Why this matters
Animating a single portrait to produce a realistic talking-head is a common building block for avatars, dubbing, and content creation — but many prior methods sacrifice natural 3D head motion or produce stiff expressions. SadTalker reframes the problem by learning compact 3D motion coefficients conditioning audio-driven expression and pose, which helps produce stylized yet physically plausible facial motion from just one source image.
What Sets It Apart
- 3D-motion-coefficient formulation: instead of directly predicting pixels or 2D keypoints, SadTalker learns low-dimensional 3D motion coefficients that capture expression and head pose dynamics, improving cross-frame consistency and producing more natural head turns and expression changes.
- Practical delivery: the repo provides ready-to-run inference (CLI, local Gradio, WebUI extension), Colab notebooks and a Hugging Face Spaces demo — lowering the barrier for experiments and demos without retraining models.
- Community and tooling: actively extended by the community (WebUI/Automatic1111 extension, SD integrations) and distributed under Apache-2.0 (non‑commercial restriction removed), enabling broader reuse and integration into pipelines.
Who It's For & Tradeoffs
Great fit if you want a quick way to generate high-quality, stylized talking-head videos from a single image and audio — suitable for prototyping avatars, short dubbing tasks, or creative content where a single-person source is acceptable.
Look elsewhere if you need robust multi-person handling, fully photorealistic reenactment for critical production (may still require additional enhancement/post-processing), or low-latency on-device inference without a GPU. The project depends on pre-trained checkpoints and GPU resources for reasonable throughput; users should also consider ethical and legal constraints around portrait use and consent.
Where It Fits
Positioned between lightweight lip-sync models (e.g., Wav2Lip) and full neural rendering pipelines: SadTalker improves motion realism and head dynamics over purely 2D approaches while remaining easier to run than full volumetric/NeRF-based reenactment systems.
How It Works (high level)
The pipeline extracts a source face representation, maps driving audio to expression/pose coefficients via learned modules, and renders frames with a face renderer and optional enhancers (GFPGAN/Real-ESRGAN).

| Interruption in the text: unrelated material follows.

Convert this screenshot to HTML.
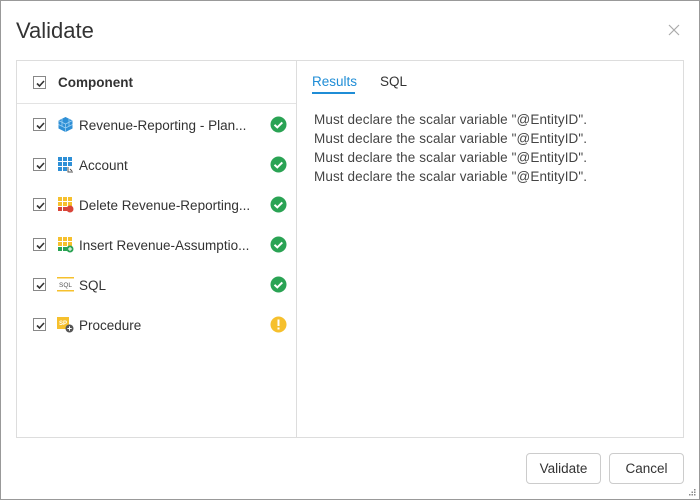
<!DOCTYPE html>
<html><head><meta charset="utf-8"><style>
*{box-sizing:border-box;margin:0;padding:0}
body{width:700px;height:500px;background:#fff;font-family:"Liberation Sans",sans-serif;color:#333;position:relative;overflow:hidden}
.frame{position:absolute;left:0;top:0;width:700px;height:500px;border:1px solid #999}
.title{position:absolute;left:16px;top:18px;font-size:22px;color:#333}
.close{position:absolute;left:668px;top:24px}
.box{position:absolute;left:16px;top:60px;width:668px;height:378px;border:1px solid #ddd}
.left{position:absolute;left:0;top:0;width:280px;height:376px;border-right:1px solid #ddd}
.hdr{height:43px;border-bottom:1px solid #e3e3e3;position:relative}
.cb{position:absolute;left:16px;width:13px;height:13px;border:1px solid #888;background:#fff}
.cb svg{position:absolute;left:1px;top:1px}
.row{position:absolute;left:0;width:280px;height:40px}
.row .cb{top:13px}
.row .ic{position:absolute;left:40px;top:11px;width:17px;height:17px}
.row .tx{position:absolute;left:62px;top:13px;font-size:13.5px;color:#333;white-space:nowrap}
.row .st{position:absolute;left:253px;top:11px}
.tab{position:absolute;top:14px;font-size:13.5px}
.msg{position:absolute;top:110px;font-size:13.5px;line-height:19px;color:#444;letter-spacing:0.1px}
.btn{position:absolute;top:453px;height:31px;border:1px solid #ccc;border-radius:4px;font-size:13.5px;text-align:center;line-height:29px;color:#333}
</style></head><body>
<div class="frame"></div>
<div class="title">Validate</div>
<svg class="close" width="12" height="12"><path d="M1 1l10 10M11 1L1 11" stroke="#aaa" stroke-width="1.2"/></svg>
<div class="box">
 <div class="left">
  <div class="hdr"><div class="cb" style="top:15px"><svg width="11" height="11"><path d="M2 5.5l2.5 2.5 4.5-5" stroke="#333" stroke-width="1.6" fill="none"/></svg></div>
  <div style="position:absolute;left:41px;top:14px;font-weight:bold;font-size:13.5px">Component</div></div>
  <div class="row" style="top:44px"><div class="cb"><svg width="11" height="11"><path d="M2 5.5l2.5 2.5 4.5-5" stroke="#333" stroke-width="1.6" fill="none"/></svg></div>
   <svg class="ic" viewBox="0 0 17 17"><path d="M8.5 1l7 3.5v8l-7 3.5-7-3.5v-8z" fill="#2e8fd6"/><path d="M1.5 4.5l7 3.5 7-3.5M8.5 8v8M5 2.7v8M12 2.7v8M1.5 8.5l7 3.5 7-3.5" stroke="#9fd0f2" stroke-width="0.8" fill="none"/></svg>
   <div class="tx">Revenue-Reporting - Plan...</div>
   <svg class="st" width="17" height="17"><circle cx="8.5" cy="8.5" r="8" fill="#2aa354"/><path d="M4.5 8.8l2.8 2.6 5-5" stroke="#fff" stroke-width="2" fill="none"/></svg></div>
  <div class="row" style="top:84px"><div class="cb"><svg width="11" height="11"><path d="M2 5.5l2.5 2.5 4.5-5" stroke="#333" stroke-width="1.6" fill="none"/></svg></div>
   <svg class="ic" viewBox="0 0 17 17"><g fill="#2e8fd6"><rect x="1" y="1" width="4" height="4"/><rect x="6" y="1" width="4" height="4"/><rect x="11" y="1" width="4" height="4"/><rect x="1" y="6" width="4" height="4"/><rect x="6" y="6" width="4" height="4"/><rect x="11" y="6" width="4" height="4"/><rect x="1" y="11" width="4" height="4"/><rect x="6" y="11" width="4" height="4"/></g><path d="M11 11v5h5M13 13l2 2" stroke="#555" fill="none"/></svg>
   <div class="tx">Account</div>
   <svg class="st" width="17" height="17"><circle cx="8.5" cy="8.5" r="8" fill="#2aa354"/><path d="M4.5 8.8l2.8 2.6 5-5" stroke="#fff" stroke-width="2" fill="none"/></svg></div>
  <div class="row" style="top:124px"><div class="cb"><svg width="11" height="11"><path d="M2 5.5l2.5 2.5 4.5-5" stroke="#333" stroke-width="1.6" fill="none"/></svg></div>
   <svg class="ic" viewBox="0 0 17 17"><g fill="#f6c02d"><rect x="1" y="1" width="4" height="4"/><rect x="6" y="1" width="4" height="4"/><rect x="11" y="1" width="4" height="4"/><rect x="1" y="6" width="4" height="4"/><rect x="6" y="6" width="4" height="4"/><rect x="11" y="6" width="4" height="4"/></g><g fill="#d9453a"><rect x="1" y="11" width="4" height="4"/><rect x="6" y="11" width="4" height="4"/><circle cx="13" cy="13" r="3.5"/></g></svg>
   <div class="tx">Delete Revenue-Reporting...</div>
   <svg class="st" width="17" height="17"><circle cx="8.5" cy="8.5" r="8" fill="#2aa354"/><path d="M4.5 8.8l2.8 2.6 5-5" stroke="#fff" stroke-width="2" fill="none"/></svg></div>
  <div class="row" style="top:164px"><div class="cb"><svg width="11" height="11"><path d="M2 5.5l2.5 2.5 4.5-5" stroke="#333" stroke-width="1.6" fill="none"/></svg></div>
   <svg class="ic" viewBox="0 0 17 17"><g fill="#f6c02d"><rect x="1" y="1" width="4" height="4"/><rect x="6" y="1" width="4" height="4"/><rect x="11" y="1" width="4" height="4"/><rect x="1" y="6" width="4" height="4"/><rect x="6" y="6" width="4" height="4"/><rect x="11" y="6" width="4" height="4"/></g><g fill="#2aa354"><rect x="1" y="11" width="4" height="4"/><rect x="6" y="11" width="4" height="4"/><circle cx="13" cy="13" r="3.5"/></g><path d="M13 11v4M11 13h4" stroke="#fff"/></svg>
   <div class="tx">Insert Revenue-Assumptio...</div>
   <svg class="st" width="17" height="17"><circle cx="8.5" cy="8.5" r="8" fill="#2aa354"/><path d="M4.5 8.8l2.8 2.6 5-5" stroke="#fff" stroke-width="2" fill="none"/></svg></div>
  <div class="row" style="top:204px"><div class="cb"><svg width="11" height="11"><path d="M2 5.5l2.5 2.5 4.5-5" stroke="#333" stroke-width="1.6" fill="none"/></svg></div>
   <svg class="ic" viewBox="0 0 17 17"><rect x="0" y="1" width="17" height="1.5" fill="#f6c02d"/><rect x="0" y="14" width="17" height="1.5" fill="#f6c02d"/><text x="8.5" y="11" font-size="6.5" text-anchor="middle" fill="#555" font-family="Liberation Sans">SQL</text></svg>
   <div class="tx">SQL</div>
   <svg class="st" width="17" height="17"><circle cx="8.5" cy="8.5" r="8" fill="#2aa354"/><path d="M4.5 8.8l2.8 2.6 5-5" stroke="#fff" stroke-width="2" fill="none"/></svg></div>
  <div class="row" style="top:244px"><div class="cb"><svg width="11" height="11"><path d="M2 5.5l2.5 2.5 4.5-5" stroke="#333" stroke-width="1.6" fill="none"/></svg></div>
   <svg class="ic" viewBox="0 0 17 17"><rect x="0" y="1" width="12" height="12" fill="#f6c02d"/><text x="6" y="9" font-size="6" text-anchor="middle" fill="#fff" font-family="Liberation Sans" font-weight="bold">SP</text><circle cx="12.5" cy="12.5" r="4" fill="#555"/><path d="M12.5 10.3v4.4M10.3 12.5h4.4" stroke="#fff"/></svg>
   <div class="tx">Procedure</div>
   <svg class="st" width="17" height="17"><circle cx="8.5" cy="8.5" r="8" fill="#f6c02d"/><rect x="7.5" y="3.5" width="2" height="6.5" fill="#fff"/><rect x="7.5" y="11.5" width="2" height="2" fill="#fff"/></svg></div>
 </div>
</div>
<div class="tab" style="left:312px;top:74px;color:#1f8dd6">Results</div>
<div style="position:absolute;left:312px;top:92px;width:43px;height:2px;background:#1f8dd6"></div>
<div class="tab" style="left:380px;top:74px;color:#333">SQL</div>
<div class="msg" style="left:314px">Must declare the scalar variable "@EntityID".<br>Must declare the scalar variable "@EntityID".<br>Must declare the scalar variable "@EntityID".<br>Must declare the scalar variable "@EntityID".</div>
<div class="btn" style="left:526px;width:75px">Validate</div>
<div class="btn" style="left:609px;width:75px">Cancel</div>
<svg style="position:absolute;left:689px;top:489px" width="8" height="8"><g fill="#888"><rect x="5" y="0" width="1.5" height="1.5"/><rect x="2.5" y="2.5" width="1.5" height="1.5"/><rect x="5" y="2.5" width="1.5" height="1.5"/><rect x="0" y="5" width="1.5" height="1.5"/><rect x="2.5" y="5" width="1.5" height="1.5"/><rect x="5" y="5" width="1.5" height="1.5"/></g></svg>
</body></html>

Community extensions add features like full-image/still modes, SD WebUI integration, and downstream tools for video lip editing.
Notes & practical pointers
- Origin: CVPR 2023 paper; the GitHub repo was created 2022-11-23 and has an active community (≈13.8k stars in collected context). Checkpoints and demo links (Colab/HuggingFace) are provided in the repo.
- Limitations: requires GPU and model checkpoints; quality varies with source image quality and audio clarity; be mindful of portrait rights and misuse risks when deploying.